There is no patient more difficult for a physician than another physician, or the physician’s family.
The old saying goes that people who have bad outcomes include anyone in the healthcare field- a doctor, a doctor’s significant other, or a nurse.
This came to mind when a recent British Medical Journal noted that difficult patients tend to have less accurate diagnosis made than those patients who are not perceived as difficult. The study has its flaws — diagnosis was made in a two minute time period. The diagnosis was made correctly 64 per cent of the time with a “non disruptive” patient and 54% of the time with a patient who was considered “disruptive.” The study involved clinical stories where the diagnosis was the same but the patients presented differently. Each scenario was presented as a ‘negative’ or a ‘neutral’ version by changing the narrative. The negative version described the patient as “He is angry about the long waiting time and starts speaking harshly …”. The neutral version described the same patient with h as “He comments on the long waiting time but says he is glad …”.
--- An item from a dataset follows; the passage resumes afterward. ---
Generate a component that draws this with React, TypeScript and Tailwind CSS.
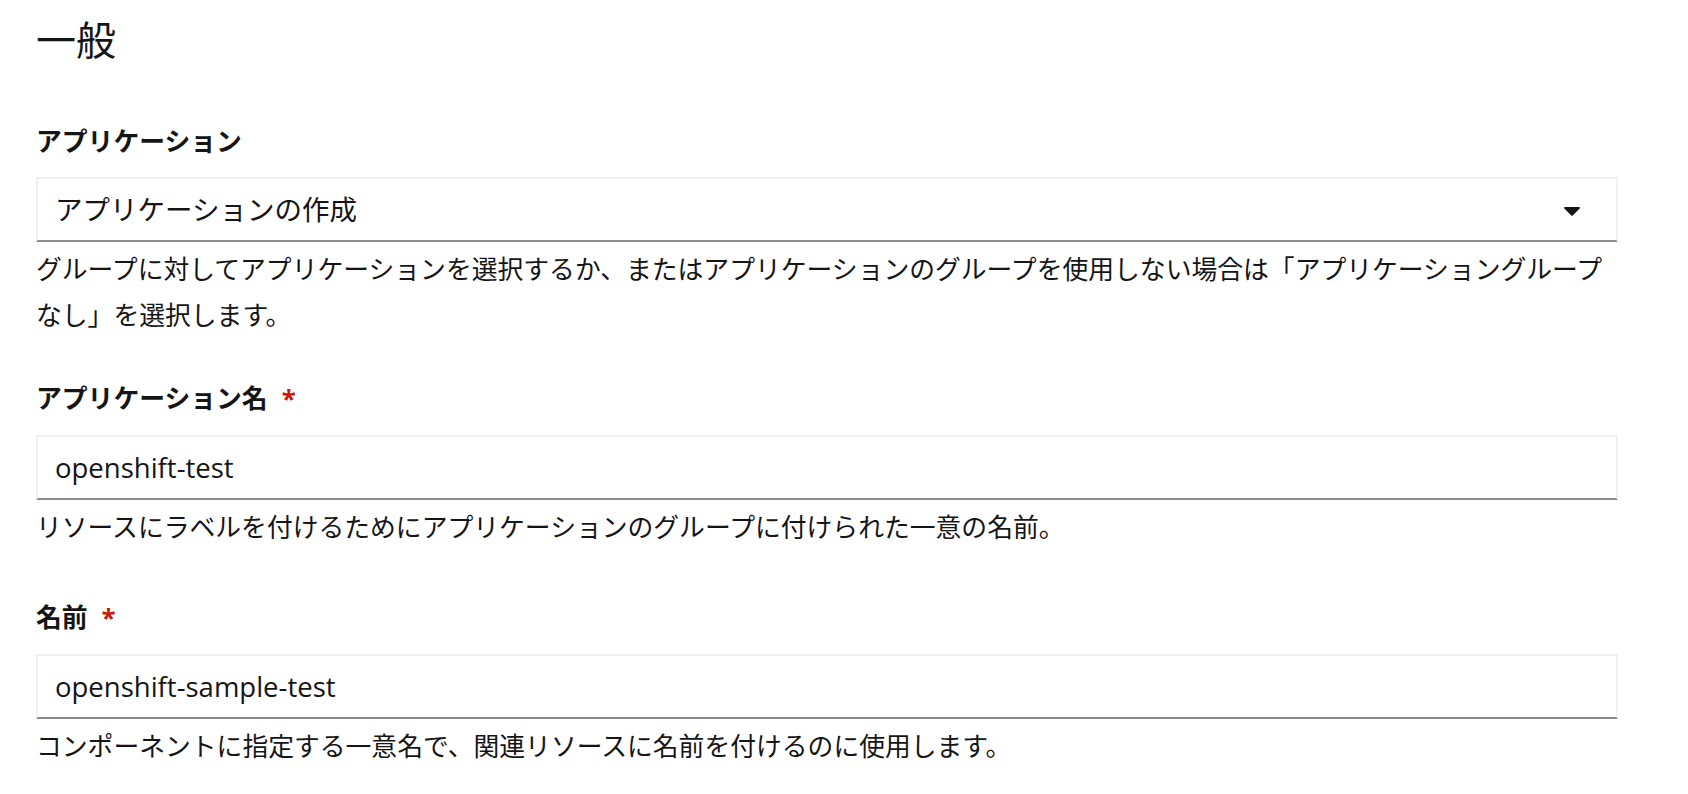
import { ReactNode } from "react";

function Required() {
  return (
    <span className="ml-[14px] font-bold text-[#c9190b]" aria-hidden="true">
      *
    </span>
  );
}

function FieldLabel({
  children,
  required = false,
  className = "",
}: {
  children: ReactNode;
  required?: boolean;
  className?: string;
}) {
  return (
    <label
      className={`block text-[25.8px] leading-[36px] font-bold ${className}`}
    >
      {children}
      {required && <Required />}
    </label>
  );
}

function HelperText({ children }: { children: ReactNode }) {
  return <p className="mt-1 text-[25.8px] leading-[46px]">{children}</p>;
}

function TextField({ value }: { value: string }) {
  return (
    <input
      type="text"
      defaultValue={value}
      className="mt-[19px] block h-[65px] w-full border-2 border-[#f0f0f0] border-b-[#8a8d90] bg-white pl-[17px] text-[27.5px] text-[#151515] outline-none"
    />
  );
}

export default function App() {
  return (
    <div className="min-h-screen bg-white pt-4 pl-[36px] font-['Open_Sans','Noto_Sans_CJK_JP',sans-serif] text-[#151515]">
      <h1 className="h-12 text-[40px] leading-[48px] font-normal">一般</h1>

      <div className="w-[1582px]">
        <FieldLabel className="mt-[59px]">アプリケーション</FieldLabel>
        <button
          type="button"
          className="mt-[18px] flex h-[65px] w-full items-center justify-between border-2 border-[#f0f0f0] border-b-[#8a8d90] bg-white pr-[36px] pl-[17px] text-left text-[27.5px]"
        >
          <span>アプリケーションの作成</span>
          <svg
            viewBox="0 0 16 9"
            className="mt-[3px] h-[9px] w-4 fill-[#151515]"
            aria-hidden="true"
          >
            <path d="M0.9 0H15.1C15.9 0 16.3 0.9 15.7 1.5L8.7 8.6C8.3 9 7.7 9 7.3 8.6L0.3 1.5C-0.3 0.9 0.1 0 0.9 0Z" />
          </svg>
        </button>
        <HelperText>
          グループに対してアプリケーションを選択するか、またはアプリケーションのグループを使用しない場合は「アプリケーショングループなし」を選択します。
        </HelperText>

        <FieldLabel required className="mt-[42px]">
          アプリケーション名
        </FieldLabel>
        <TextField value="openshift-test" />
        <HelperText>
          リソースにラベルを付けるためにアプリケーションのグループに付けられた一意の名前。
        </HelperText>

        <FieldLabel required className="mt-[49px]">
          名前
        </FieldLabel>
        <TextField value="openshift-sample-test" />
        <HelperText>
          コンポーネントに指定する一意名で、関連リソースに名前を付けるのに使用します。
        </HelperText>
      </div>
    </div>
  );
}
When those same stories were assigned to different physicians there was a decrease in accuracy of the diagnosis.
Physicians are clearly human, and respond, as all humans to with a full range of emotions. The ability for clinicians to re-focus and ignore the negative “vibes” is something we are taught in medical school, but few are completely successful at it.
While the study was small, and gets a lot of press – it points out how that the development of a relationship between a provider and the patient is critically important for both the physician and the “customer.”